You are absolutely clueless about the auto industry. What good assets? One of the reasons why the US auto industry had such a hard time competing with the Japaneses back in the 70's is because a substantial portion of the US factories were very old pre world war Two (or One in some cases)brick and concrete designs that are so solid they cannot be easily reconfigured or expanded. Detroit is full of old car factories that still bear the name of long deceased auto manufacturers. No one is buying up those old factories in Detroit.
The Japanese on the other hand had all their factories bombed to the ground by the US. So all their factories are post world war two or newer. The Japanese build their factories using a modular design with bolt on walls. If they need to expand a plant they just unbolt the wall on the side they want to enlarge, pour a slab, put up the steel and bolt the walls back on.
The only companies that care to keep those Detroit factories working are the big three.
No we bailed out an irreplaceable part of our industrial manufacturing base just like our trading partners would do. The free market is a good idea. I think there should be one for automobiles. But I don't think we should make policy decisions based upon your belief in a fantasy that does not exist.
The shift from the railroads was because of technological changes that rendered them obsolete. Keeping our domestic auto industry alive is different.
Other countries subsidize their auto industries and because they are foreign companies they can play by different rules from the big three. For example back in the late 60's early 70's the government started mandating emissions controls on American cars.

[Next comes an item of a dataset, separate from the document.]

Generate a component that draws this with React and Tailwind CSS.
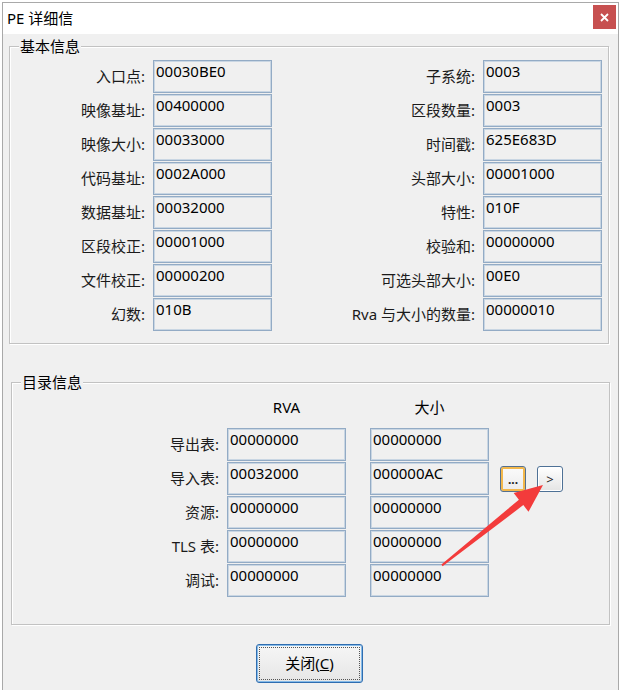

In Japan the government formed a consortium of all the Japanese automakers so they could pool their resources and share the costs of developing catalytic converters and other emissions controls. In the US anti trust laws prevented co-operation by the American auto makers so they each had to independently develop emissions controls at great expense to each company. The same thing happens with other new automobile technologies like hybrids.
This is not a free market because the American automakers have to play by different rules and don't get constant help from the government. You are blindly adhering to an ideology based upon a fantasy world that does not exist.
If you live in America you should care about who makes our cars. If it a foreign company that is subsidized by a foreign government the best interests of Americans will never be that company's first priority. What happens is cherry picking, where the best paying aspects of vehicle manufacture are kept at home.
The Japanese do this with their transplant factories here. They cast an engine block, cylinder head, connecting rods, pistons, camshafts ects... here. Then they ship them to Japan where the parts are machined (a machinist is a highly paid, high skill position). Then they ship the machined parts back here to have dumb Americans assemble them into an engine and they can say it is 95 percent American content. The end result is our machinists are unemployed or stocking shelves at Wal-Mart while their machinists are banking off of us.
You are on crack if you think that anyone is interested in buying up our factories and slapping a new logo on the product. Get a clue homeboy even the big three don't want some of their factories. I witnessed part of the demolition of Buick city in Flint, no one in their right mind will ever replace that factory and that place was massive.
I can justify it because it a lesser evil to letting those companies go under leaving us totally dependent upon foreigners who are not dealing with us fair and square because they intend to put our guys under.
You are badly misrepresenting the Chrysler situation. After the first bailout Chrysler went on to become the darling of the auto industry and a very desirable property. That is why Mercedes bought them. During their time as part of Mercedes decisions were made with it in mind that they were going to remain part of Mercedes. Mercedes cast them off just as the industry was taking a downturn due to high gas prices and after Mercedes had canceled Chrysler's Neon small car program.
The global automobile market is not a free market. You are blindly advocating an ideology that is based upon something that does not exist. You want America to be some kind of super Eagle Scout in a world where our friends are dishonorable dirt bags who will stab us in the back.
Your last line really demonstrates your ignorance of the auto industry. Ford has better overall quality than Toyota, is equal to Honda, is better than BMW, Audi, VW, Hyundai, Infiniti,Mini, Mitsubishi, Nissan, Mazda, Scion, Subaru, Suzuki .
For overall dependability Buick is better than: Acura, Audi, BMW, Honda, Hyundai, Infinity, Kia, equal to: Lexus, Lincoln, Better than: Mazda, Mercedes, Mini, Nissan, Saab, Scion, Subaru, Suzuki, Toyota, VW, Volvo.
For America to do nothing while the rest of the world unscrupulously, use, abuse and take advantage of our free market to strip us of one of our most valuable industries would be stupid. After we lose it what are we going to move on to? You are a moron for saying such a thing. If there is something else to move on to why aren't we already doing it?
As bad as GM and Chrysler are doing there are foreign company's that are doing much worse and would have been gone a while ago if they weren't propped up by their country's government. Look at the quality and reliability ratings for VW. VW has been making an awful product for quite some time and has had government support throughout much of it's history. If there really was a free market VW would be gone while Ford, GM and Chrysler would be picking up the pieces with their higher quality products.